Aim of the exercise: Please retype the data in full and exactly; the pictures are not part of the copy.

Data lines:
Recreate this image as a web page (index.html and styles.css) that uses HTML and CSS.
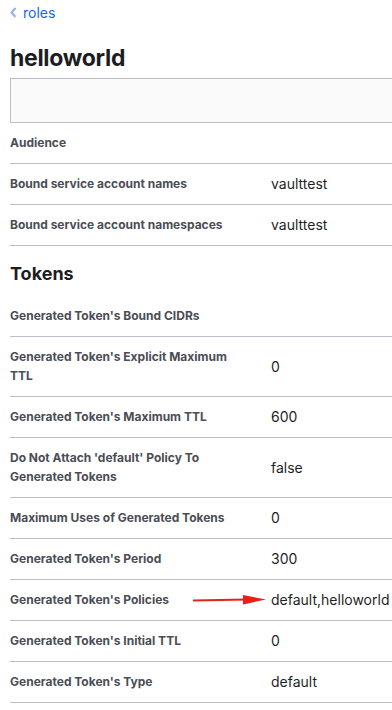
FILE: index.html
```html
<!DOCTYPE html>
<html>
<head>
<meta charset="utf-8">
<link rel="stylesheet" href="styles.css">
</head>
<body>
<div class="page">
  <a class="back" href="#"><svg class="chev" width="7" height="11" viewBox="0 0 7 11"><path d="M5.5 1 L1.5 5.5 L5.5 10" fill="none" stroke="#8fb0f5" stroke-width="2"/></svg><span>roles</span></a>
  <h1 class="title">helloworld</h1>
  <div class="toolbar"></div>
  <div class="list">
    <div class="row"><div class="label">Audience</div><div class="value"></div></div>
    <div class="row"><div class="label">Bound service account names</div><div class="value">vaulttest</div></div>
    <div class="row"><div class="label">Bound service account namespaces</div><div class="value">vaulttest</div></div>
  </div>
  <h2 class="section">Tokens</h2>
  <div class="list">
    <div class="row"><div class="label">Generated Token's Bound CIDRs</div><div class="value"></div></div>
    <div class="row"><div class="label">Generated Token's Explicit Maximum TTL</div><div class="value">0</div></div>
    <div class="row"><div class="label">Generated Token's Maximum TTL</div><div class="value">600</div></div>
    <div class="row"><div class="label">Do Not Attach 'default' Policy To Generated Tokens</div><div class="value">false</div></div>
    <div class="row"><div class="label">Maximum Uses of Generated Tokens</div><div class="value">0</div></div>
    <div class="row"><div class="label">Generated Token's Period</div><div class="value">300</div></div>
    <div class="row arrow-row"><div class="label">Generated Token's Policies</div><div class="value">default,helloworld</div>
      <svg class="arrow" width="74" height="12" viewBox="0 0 74 12"><path d="M0 6.5 L54 5.5" stroke="#e8201c" stroke-width="2"/><path d="M50 1 L73 5.5 L50 10.5 Z" fill="#e8201c"/></svg>
    </div>
    <div class="row"><div class="label">Generated Token's Initial TTL</div><div class="value">0</div></div>
    <div class="row"><div class="label">Generated Token's Type</div><div class="value">default</div></div>
  </div>
</div>
</body>
</html>
```
FILE: styles.css
```css
html, body {
  margin: 0;
  padding: 0;
  background: #fff;
  overflow: hidden;
}
body {
  font-family: Inter, "Liberation Sans", sans-serif;
  color: #1f1f1f;
}
.page {
  padding-left: 10px;
  width: 440px;
}
.back {
  display: flex;
  align-items: center;
  gap: 6px;
  height: 24px;
  color: #1563ff;
  text-decoration: none;
  font-size: 14px;
}
.chev { display: block; }
.title {
  margin: 20px 0 0;
  font-size: 23px;
  line-height: 28px;
  font-weight: 700;
  color: #1d1d1f;
  letter-spacing: -0.3px;
}
.toolbar {
  margin-top: 6px;
  height: 43px;
  background: #fafafa;
  border: 1px solid #b6bdc9;
  border-right: none;
}
.list {
  display: flex;
  flex-direction: column;
}
.row {
  display: grid;
  grid-template-columns: 240px 1fr;
  column-gap: 21px;
  align-items: center;
  padding: 10px 0 11px;
  border-bottom: 1px solid #bac0ca;
  position: relative;
}
.label {
  font-size: 12px;
  line-height: 19px;
  font-weight: 700;
  color: #4a4d55;
}
.value {
  font-size: 14px;
  line-height: 19px;
  color: #1f1f1f;
}
.section {
  margin: 0;
  padding: 18px 0 12px;
  font-size: 18px;
  line-height: 20px;
  font-weight: 700;
  color: #1d1d1f;
}
.arrow {
  position: absolute;
  left: 183px;
  top: 14px;
}
```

Result for this exercise:
Recreate this image as a web page (index.html and styles.css) that uses HTML and CSS.
FILE: index.html
```html
<!DOCTYPE html>
<html>
<head>
<meta charset="utf-8">
<link rel="stylesheet" href="styles.css">
</head>
<body>
<div class="page">
  <a class="back" href="#"><svg class="chev" width="7" height="11" viewBox="0 0 7 11"><path d="M5.5 1 L1.5 5.5 L5.5 10" fill="none" stroke="#8fb0f5" stroke-width="2"/></svg><span>roles</span></a>
  <h1 class="title">helloworld</h1>
  <div class="toolbar"></div>
  <div class="list">
    <div class="row"><div class="label">Audience</div><div class="value"></div></div>
    <div class="row"><div class="label">Bound service account names</div><div class="value">vaulttest</div></div>
    <div class="row"><div class="label">Bound service account namespaces</div><div class="value">vaulttest</div></div>
  </div>
  <h2 class="section">Tokens</h2>
  <div class="list">
    <div class="row"><div class="label">Generated Token's Bound CIDRs</div><div class="value"></div></div>
    <div class="row"><div class="label">Generated Token's Explicit Maximum TTL</div><div class="value">0</div></div>
    <div class="row"><div class="label">Generated Token's Maximum TTL</div><div class="value">600</div></div>
    <div class="row"><div class="label">Do Not Attach 'default' Policy To Generated Tokens</div><div class="value">false</div></div>
    <div class="row"><div class="label">Maximum Uses of Generated Tokens</div><div class="value">0</div></div>
    <div class="row"><div class="label">Generated Token's Period</div><div class="value">300</div></div>
    <div class="row arrow-row"><div class="label">Generated Token's Policies</div><div class="value">default,helloworld</div>
      <svg class="arrow" width="74" height="12" viewBox="0 0 74 12"><path d="M0 6.5 L54 5.5" stroke="#e8201c" stroke-width="2"/><path d="M50 1 L73 5.5 L50 10.5 Z" fill="#e8201c"/></svg>
    </div>
    <div class="row"><div class="label">Generated Token's Initial TTL</div><div class="value">0</div></div>
    <div class="row"><div class="label">Generated Token's Type</div><div class="value">default</div></div>
  </div>
</div>
</body>
</html>
```
FILE: styles.css
```css
html, body {
  margin: 0;
  padding: 0;
  background: #fff;
  overflow: hidden;
}
body {
  font-family: Inter, "Liberation Sans", sans-serif;
  color: #1f1f1f;
}
.page {
  padding-left: 10px;
  width: 440px;
}
.back {
  display: flex;
  align-items: center;
  gap: 6px;
  height: 24px;
  color: #1563ff;
  text-decoration: none;
  font-size: 14px;
}
.chev { display: block; }
.title {
  margin: 20px 0 0;
  font-size: 23px;
  line-height: 28px;
  font-weight: 700;
  color: #1d1d1f;
  letter-spacing: -0.3px;
}
.toolbar {
  margin-top: 6px;
  height: 43px;
  background: #fafafa;
  border: 1px solid #b6bdc9;
  border-right: none;
}
.list {
  display: flex;
  flex-direction: column;
}
.row {
  display: grid;
  grid-template-columns: 240px 1fr;
  column-gap: 21px;
  align-items: center;
  padding: 10px 0 11px;
  border-bottom: 1px solid #bac0ca;
  position: relative;
}
.label {
  font-size: 12px;
  line-height: 19px;
  font-weight: 700;
  color: #4a4d55;
}
.value {
  font-size: 14px;
  line-height: 19px;
  color: #1f1f1f;
}
.section {
  margin: 0;
  padding: 18px 0 12px;
  font-size: 18px;
  line-height: 20px;
  font-weight: 700;
  color: #1d1d1f;
}
.arrow {
  position: absolute;
  left: 183px;
  top: 14px;
}
```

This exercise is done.